## begin

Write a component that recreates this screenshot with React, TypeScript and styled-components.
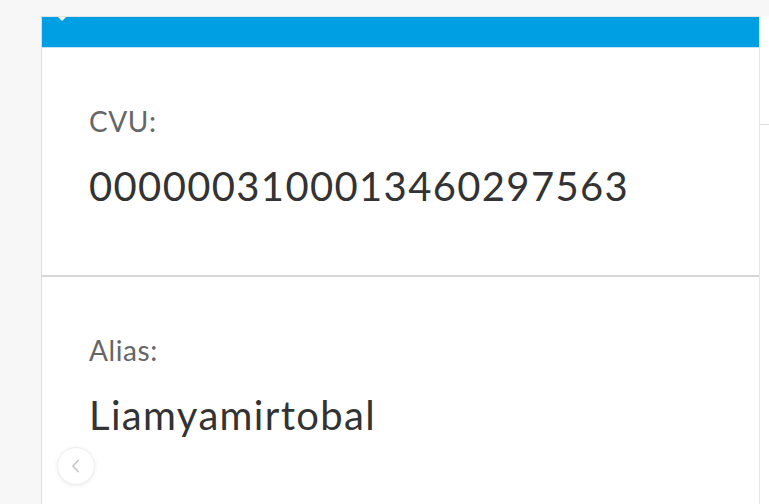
import React from "react";
import styled, { createGlobalStyle } from "styled-components";

const Global = createGlobalStyle`
  html, body { margin: 0; padding: 0; background: #f7f7f7; }
  body { font-family: Lato, "Open Sans", sans-serif; overflow: hidden; }
`;

const Page = styled.div`
  position: relative;
  display: flex;
  height: 504px;
  padding: 16px 0 0 41px;
  box-sizing: border-box;
  background: #f7f7f7;
`;

const Card = styled.div`
  width: 719px;
  flex: none;
  background: #fff;
  border-left: 1px solid #dcdcdc;
  border-top: 1px solid #e2e2e2;
  border-right: 1px solid #e6e6e6;
  box-sizing: border-box;
  display: flex;
  flex-direction: column;
`;

const Header = styled.div`
  position: relative;
  height: 30px;
  background: #009ee3;
  border-bottom: 1px solid #c4e2f3;
`;

const Caret = styled.div`
  position: absolute;
  left: 16px;
  top: 0;
  width: 0;
  height: 0;
  border-left: 4px solid transparent;
  border-right: 4px solid transparent;
  border-top: 4px solid #fff;
`;

const Section = styled.div<{ $divider?: boolean }>`
  display: flex;
  flex-direction: column;
  padding: 57px 0 0 47px;
  height: ${(p) => (p.$divider ? "229px" : "auto")};
  box-sizing: border-box;
  border-bottom: ${(p) => (p.$divider ? "2px solid #d6d6d6" : "none")};
`;

const Label = styled.div`
  font-size: 28px;
  line-height: 32px;
  color: #666;
  letter-spacing: 0.6px;
`;

const Value = styled.div`
  margin-top: 25px;
  font-size: 40px;
  line-height: 48px;
  color: #333;
  letter-spacing: 1.35px;
`;

const Side = styled.div`
  flex: 1;
  background: #fff;
  display: flex;
  flex-direction: column;
`;

const SideRow = styled.div`
  height: 108px;
  border-bottom: 1px solid #dedede;
`;

const BackButton = styled.button`
  position: absolute;
  left: 57px;
  top: 447px;
  width: 38px;
  height: 38px;
  border-radius: 50%;
  background: #fff;
  border: 1px solid #eeeeee;
  box-shadow: 0 1px 4px rgba(0, 0, 0, 0.07);
  display: flex;
  align-items: center;
  justify-content: center;
  padding: 0;
`;

export default function App() {
  return (
    <>
      <Global />
      <Page>
        <Card>
          <Header>
            <Caret />
          </Header>
          <Section $divider>
            <Label>CVU:</Label>
            <Value>0000003100013460297563</Value>
          </Section>
          <Section>
            <Label>Alias:</Label>
            <Value>Liamyamirtobal</Value>
          </Section>
        </Card>
        <Side>
          <SideRow />
        </Side>
        <BackButton aria-label="Volver">
          <svg width="18" height="18" viewBox="0 0 18 18" fill="none">
            <path d="M11 3.5 L6 9 L11 14.5" stroke="#c8c8c8" strokeWidth="1.8" strokeLinecap="round" strokeLinejoin="round" />
          </svg>
        </BackButton>
      </Page>
    </>
  );
}
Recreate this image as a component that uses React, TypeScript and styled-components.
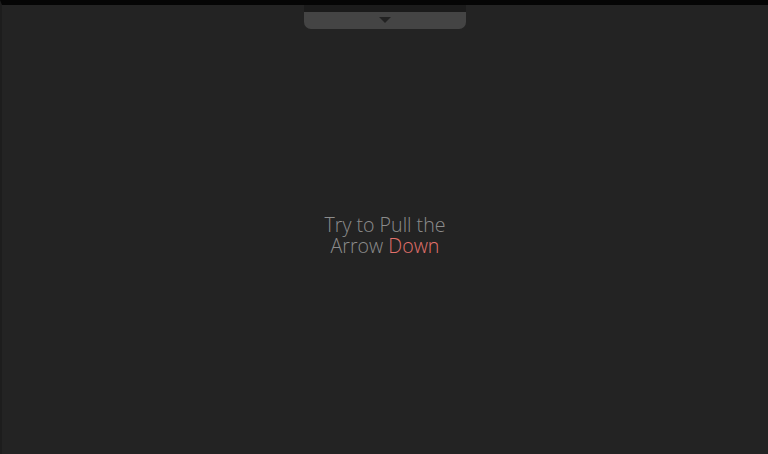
import React from "react";
import styled, { createGlobalStyle } from "styled-components";

const Global = createGlobalStyle`
  html, body { margin: 0; padding: 0; background: #222222; }
  #root { height: 100vh; }
`;

const Page = styled.div`
  height: 454px;
  width: 768px;
  box-sizing: border-box;
  background: #232323;
  border-top: 5px solid #050505;
  border-left: 2px solid #1d1d1d;
  display: flex;
  flex-direction: column;
  align-items: center;
  font-family: "Open Sans", sans-serif;
`;

const Pull = styled.div`
  width: 162px;
  display: flex;
  flex-direction: column;
  border-radius: 0 0 7px 7px;
  overflow: hidden;
`;

const PullTop = styled.div`
  height: 7px;
  background: #1b1b1b;
`;

const PullHandle = styled.div`
  height: 17px;
  background: #444444;
  display: flex;
  justify-content: center;
  align-items: flex-start;
  padding-top: 5px;
  box-sizing: border-box;
`;

const Arrow = styled.div`
  width: 0;
  height: 0;
  border-left: 6px solid transparent;
  border-right: 6px solid transparent;
  border-top: 6px solid #222222;
`;

const Center = styled.div`
  flex: 1;
  display: flex;
  align-items: center;
  justify-content: center;
  padding-bottom: 14px;
`;

const Message = styled.p`
  margin: 0;
  text-align: center;
  color: #8c8c8c;
  font-size: 19.6px;
  font-weight: 300;
  line-height: 21px;
`;

const Accent = styled.span`
  color: #e2716b;
`;

export default function App() {
  return (
    <>
      <Global />
      <Page>
        <Pull>
          <PullTop />
          <PullHandle>
            <Arrow />
          </PullHandle>
        </Pull>
        <Center>
          <Message>
            Try to Pull the
            <br />
            Arrow <Accent>Down</Accent>
          </Message>
        </Center>
      </Page>
    </>
  );
}
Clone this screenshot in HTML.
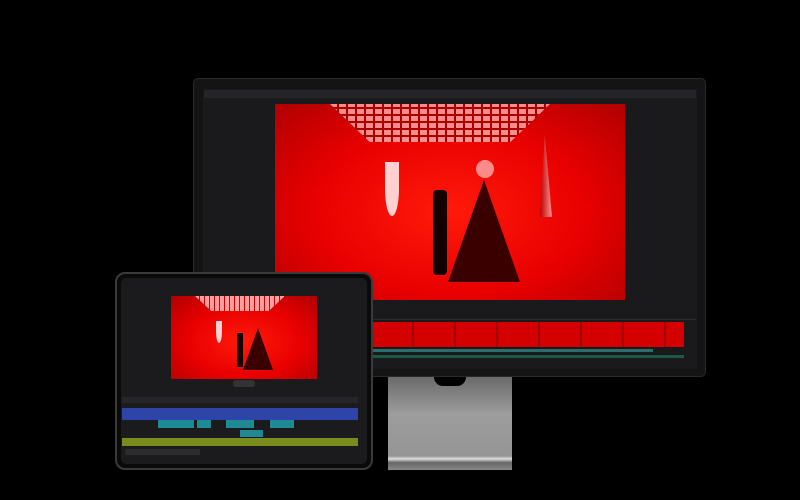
<!DOCTYPE html>
<html><head><style>
body{margin:0;width:800px;height:500px;background:#000;position:relative;overflow:hidden;font-family:"Liberation Sans",sans-serif}
div{position:absolute;box-sizing:border-box}
.red{background:radial-gradient(ellipse at 50% 55%,#ff1a0a 0%,#e80000 55%,#b00000 100%)}
</style></head><body>
<!-- monitor -->
<div style="left:193px;top:78px;width:513px;height:299px;background:#141415;border-radius:5px;border:1px solid #2a2a2a"></div>
<div style="left:203px;top:89px;width:494px;height:280px;background:#1a1a1c"></div>
<div style="left:204px;top:90px;width:492px;height:8px;background:#252527"></div>
<div class="red" style="left:275px;top:104px;width:350px;height:196px"></div>
<!-- ceiling grid -->
<div style="left:330px;top:104px;width:220px;height:38px;clip-path:polygon(0 0,100% 0,82% 100%,18% 100%);background:repeating-linear-gradient(90deg,#ff9c9c 0 7px,#a00000 7px 9px),#f99;opacity:.9"></div>
<div style="left:330px;top:104px;width:220px;height:38px;clip-path:polygon(0 0,100% 0,82% 100%,18% 100%);background:repeating-linear-gradient(0deg,transparent 0 5px,#a00 5px 7px)"></div>
<div style="left:385px;top:162px;width:14px;height:54px;background:#ffd0d0;border-radius:0 0 50% 50%"></div>
<div style="left:540px;top:135px;width:12px;height:82px;background:linear-gradient(90deg,#b00,#ff9090);clip-path:polygon(40% 0,100% 100%,0 100%)"></div>
<div style="left:476px;top:160px;width:18px;height:18px;border-radius:50%;background:#ff8a8a"></div>
<div style="left:448px;top:180px;width:72px;height:102px;background:#3a0000;clip-path:polygon(50% 0,100% 100%,0 100%)"></div>
<div style="left:433px;top:190px;width:14px;height:85px;background:#150000;border-radius:4px"></div>
<div style="left:204px;top:300px;width:492px;height:20px;background:#1a1a1c;border-bottom:1px solid #2e2e2e"></div>
<div style="left:372px;top:322px;width:312px;height:25px;background:repeating-linear-gradient(90deg,#d40000 0 40px,#a30000 40px 42px)"></div>
<div style="left:372px;top:349px;width:190px;height:3px;background:#2a6d6d"></div>
<div style="left:515px;top:349px;width:138px;height:3px;background:#2a6d6d"></div>
<div style="left:372px;top:355px;width:312px;height:3px;background:#1c5a45"></div>
<!-- stand -->
<div style="left:388px;top:377px;width:124px;height:93px;background:linear-gradient(180deg,#6a6a6a,#9d9d9d 40%,#959595 85%,#ddd 88%,#666 92%,#888)"></div>
<div style="left:434px;top:377px;width:32px;height:9px;border-radius:0 0 16px 16px;background:#000"></div>
<!-- ipad -->
<div style="left:115px;top:272px;width:258px;height:198px;background:#0a0a0a;border:2px solid #3a3a3a;border-radius:10px"></div>
<div style="left:121px;top:278px;width:246px;height:186px;background:#1b1b1d;border-radius:5px"></div>
<div class="red" style="left:171px;top:296px;width:146px;height:83px"></div>
<div style="left:195px;top:296px;width:90px;height:15px;clip-path:polygon(0 0,100% 0,82% 100%,18% 100%);background:repeating-linear-gradient(90deg,#ff9c9c 0 4px,#c00 4px 5px)"></div>
<div style="left:216px;top:321px;width:6px;height:22px;background:#ffd0d0;border-radius:0 0 50% 50%"></div>
<div style="left:243px;top:328px;width:30px;height:42px;background:#3a0000;clip-path:polygon(50% 0,100% 100%,0 100%)"></div>
<div style="left:237px;top:333px;width:6px;height:34px;background:#150000"></div>
<div style="left:233px;top:380px;width:22px;height:7px;background:#333;border-radius:3px"></div>
<div style="left:122px;top:397px;width:236px;height:6px;background:#262628"></div>
<div style="left:122px;top:408px;width:236px;height:12px;background:#2d44a8"></div>
<div style="left:158px;top:420px;width:36px;height:8px;background:#1d8a94"></div>
<div style="left:197px;top:420px;width:14px;height:8px;background:#1d8a94"></div>
<div style="left:226px;top:420px;width:28px;height:8px;background:#1d8a94"></div>
<div style="left:270px;top:420px;width:24px;height:8px;background:#1d8a94"></div>
<div style="left:240px;top:430px;width:23px;height:7px;background:#1d8a94"></div>
<div style="left:122px;top:438px;width:236px;height:8px;background:#7a8c1e"></div>
<div style="left:125px;top:449px;width:75px;height:6px;background:#2c2c2e"></div>
</body></html>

## end

#### [Task details]
Look through the entries and find each line that has the string "components". Copy those lines.

#### [The output]
Write a component that recreates this screenshot with React, TypeScript and styled-components.
import styled, { createGlobalStyle } from "styled-components";
Recreate this image as a component that uses React, TypeScript and styled-components.
import styled, { createGlobalStyle } from "styled-components";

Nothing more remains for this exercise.